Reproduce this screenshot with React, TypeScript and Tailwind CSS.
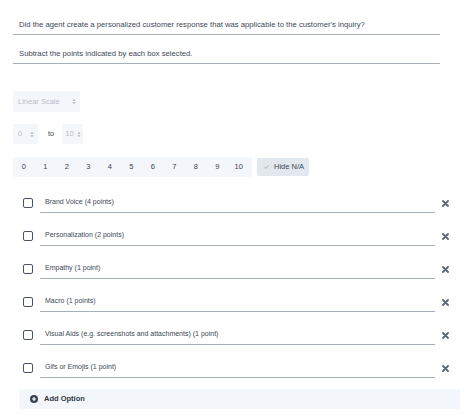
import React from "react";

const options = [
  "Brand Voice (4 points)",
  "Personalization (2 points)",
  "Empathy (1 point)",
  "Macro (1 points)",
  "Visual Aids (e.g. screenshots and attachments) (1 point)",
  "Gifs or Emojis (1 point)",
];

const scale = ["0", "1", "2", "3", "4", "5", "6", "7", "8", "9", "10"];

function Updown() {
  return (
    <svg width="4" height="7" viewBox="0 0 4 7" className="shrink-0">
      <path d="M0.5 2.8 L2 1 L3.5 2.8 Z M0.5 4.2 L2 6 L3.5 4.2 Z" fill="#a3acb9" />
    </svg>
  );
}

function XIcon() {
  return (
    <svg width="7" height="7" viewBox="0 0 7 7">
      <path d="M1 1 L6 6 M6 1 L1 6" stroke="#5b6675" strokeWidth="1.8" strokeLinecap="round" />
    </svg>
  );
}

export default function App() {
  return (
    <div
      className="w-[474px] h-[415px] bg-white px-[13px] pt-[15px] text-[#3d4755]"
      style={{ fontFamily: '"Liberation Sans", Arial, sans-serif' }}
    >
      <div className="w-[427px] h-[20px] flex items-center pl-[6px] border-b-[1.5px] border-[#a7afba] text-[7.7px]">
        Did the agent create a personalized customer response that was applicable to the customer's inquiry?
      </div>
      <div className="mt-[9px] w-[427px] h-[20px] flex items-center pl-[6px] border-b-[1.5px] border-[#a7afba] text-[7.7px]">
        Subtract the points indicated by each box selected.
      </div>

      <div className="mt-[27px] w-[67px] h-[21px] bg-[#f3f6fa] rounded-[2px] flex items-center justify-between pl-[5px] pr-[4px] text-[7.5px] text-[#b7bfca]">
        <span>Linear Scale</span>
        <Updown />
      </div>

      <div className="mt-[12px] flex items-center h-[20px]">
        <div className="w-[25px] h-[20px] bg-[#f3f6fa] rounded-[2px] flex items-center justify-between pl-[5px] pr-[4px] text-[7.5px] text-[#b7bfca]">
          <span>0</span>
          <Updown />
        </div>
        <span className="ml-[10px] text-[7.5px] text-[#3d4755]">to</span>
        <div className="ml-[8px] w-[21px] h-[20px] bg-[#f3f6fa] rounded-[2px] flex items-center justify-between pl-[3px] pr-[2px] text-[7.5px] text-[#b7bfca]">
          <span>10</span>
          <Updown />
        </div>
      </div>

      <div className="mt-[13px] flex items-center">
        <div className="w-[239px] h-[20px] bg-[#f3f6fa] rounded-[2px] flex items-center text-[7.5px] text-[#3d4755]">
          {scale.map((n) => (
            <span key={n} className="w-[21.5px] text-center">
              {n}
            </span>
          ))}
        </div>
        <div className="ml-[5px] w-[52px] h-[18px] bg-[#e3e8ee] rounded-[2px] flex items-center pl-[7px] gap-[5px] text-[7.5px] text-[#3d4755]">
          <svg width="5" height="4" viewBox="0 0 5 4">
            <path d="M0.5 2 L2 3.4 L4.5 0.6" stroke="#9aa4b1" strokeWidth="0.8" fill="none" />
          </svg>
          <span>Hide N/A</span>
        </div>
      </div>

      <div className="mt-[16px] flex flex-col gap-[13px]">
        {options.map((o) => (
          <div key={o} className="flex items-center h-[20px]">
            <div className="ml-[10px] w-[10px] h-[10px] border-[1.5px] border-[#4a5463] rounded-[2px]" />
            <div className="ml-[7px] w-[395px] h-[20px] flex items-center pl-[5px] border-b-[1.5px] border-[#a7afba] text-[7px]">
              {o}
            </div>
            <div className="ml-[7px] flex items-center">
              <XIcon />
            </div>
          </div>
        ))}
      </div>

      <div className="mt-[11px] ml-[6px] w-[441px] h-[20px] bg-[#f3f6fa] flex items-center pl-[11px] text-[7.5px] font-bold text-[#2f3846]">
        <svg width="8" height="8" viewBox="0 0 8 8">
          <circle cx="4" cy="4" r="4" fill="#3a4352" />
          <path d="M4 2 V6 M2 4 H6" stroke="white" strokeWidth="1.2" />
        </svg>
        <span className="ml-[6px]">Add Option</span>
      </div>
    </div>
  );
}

WHAT YOU NEED TO DO:
Reproduce the material above in full, exactly, with no images.

SOLVED EXERCISE:
Reproduce this screenshot with React, TypeScript and Tailwind CSS.
import React from "react";

const options = [
  "Brand Voice (4 points)",
  "Personalization (2 points)",
  "Empathy (1 point)",
  "Macro (1 points)",
  "Visual Aids (e.g. screenshots and attachments) (1 point)",
  "Gifs or Emojis (1 point)",
];

const scale = ["0", "1", "2", "3", "4", "5", "6", "7", "8", "9", "10"];

function Updown() {
  return (
    <svg width="4" height="7" viewBox="0 0 4 7" className="shrink-0">
      <path d="M0.5 2.8 L2 1 L3.5 2.8 Z M0.5 4.2 L2 6 L3.5 4.2 Z" fill="#a3acb9" />
    </svg>
  );
}

function XIcon() {
  return (
    <svg width="7" height="7" viewBox="0 0 7 7">
      <path d="M1 1 L6 6 M6 1 L1 6" stroke="#5b6675" strokeWidth="1.8" strokeLinecap="round" />
    </svg>
  );
}

export default function App() {
  return (
    <div
      className="w-[474px] h-[415px] bg-white px-[13px] pt-[15px] text-[#3d4755]"
      style={{ fontFamily: '"Liberation Sans", Arial, sans-serif' }}
    >
      <div className="w-[427px] h-[20px] flex items-center pl-[6px] border-b-[1.5px] border-[#a7afba] text-[7.7px]">
        Did the agent create a personalized customer response that was applicable to the customer's inquiry?
      </div>
      <div className="mt-[9px] w-[427px] h-[20px] flex items-center pl-[6px] border-b-[1.5px] border-[#a7afba] text-[7.7px]">
        Subtract the points indicated by each box selected.
      </div>

      <div className="mt-[27px] w-[67px] h-[21px] bg-[#f3f6fa] rounded-[2px] flex items-center justify-between pl-[5px] pr-[4px] text-[7.5px] text-[#b7bfca]">
        <span>Linear Scale</span>
        <Updown />
      </div>

      <div className="mt-[12px] flex items-center h-[20px]">
        <div className="w-[25px] h-[20px] bg-[#f3f6fa] rounded-[2px] flex items-center justify-between pl-[5px] pr-[4px] text-[7.5px] text-[#b7bfca]">
          <span>0</span>
          <Updown />
        </div>
        <span className="ml-[10px] text-[7.5px] text-[#3d4755]">to</span>
        <div className="ml-[8px] w-[21px] h-[20px] bg-[#f3f6fa] rounded-[2px] flex items-center justify-between pl-[3px] pr-[2px] text-[7.5px] text-[#b7bfca]">
          <span>10</span>
          <Updown />
        </div>
      </div>

      <div className="mt-[13px] flex items-center">
        <div className="w-[239px] h-[20px] bg-[#f3f6fa] rounded-[2px] flex items-center text-[7.5px] text-[#3d4755]">
          {scale.map((n) => (
            <span key={n} className="w-[21.5px] text-center">
              {n}
            </span>
          ))}
        </div>
        <div className="ml-[5px] w-[52px] h-[18px] bg-[#e3e8ee] rounded-[2px] flex items-center pl-[7px] gap-[5px] text-[7.5px] text-[#3d4755]">
          <svg width="5" height="4" viewBox="0 0 5 4">
            <path d="M0.5 2 L2 3.4 L4.5 0.6" stroke="#9aa4b1" strokeWidth="0.8" fill="none" />
          </svg>
          <span>Hide N/A</span>
        </div>
      </div>

      <div className="mt-[16px] flex flex-col gap-[13px]">
        {options.map((o) => (
          <div key={o} className="flex items-center h-[20px]">
            <div className="ml-[10px] w-[10px] h-[10px] border-[1.5px] border-[#4a5463] rounded-[2px]" />
            <div className="ml-[7px] w-[395px] h-[20px] flex items-center pl-[5px] border-b-[1.5px] border-[#a7afba] text-[7px]">
              {o}
            </div>
            <div className="ml-[7px] flex items-center">
              <XIcon />
            </div>
          </div>
        ))}
      </div>

      <div className="mt-[11px] ml-[6px] w-[441px] h-[20px] bg-[#f3f6fa] flex items-center pl-[11px] text-[7.5px] font-bold text-[#2f3846]">
        <svg width="8" height="8" viewBox="0 0 8 8">
          <circle cx="4" cy="4" r="4" fill="#3a4352" />
          <path d="M4 2 V6 M2 4 H6" stroke="white" strokeWidth="1.2" />
        </svg>
        <span className="ml-[6px]">Add Option</span>
      </div>
    </div>
  );
}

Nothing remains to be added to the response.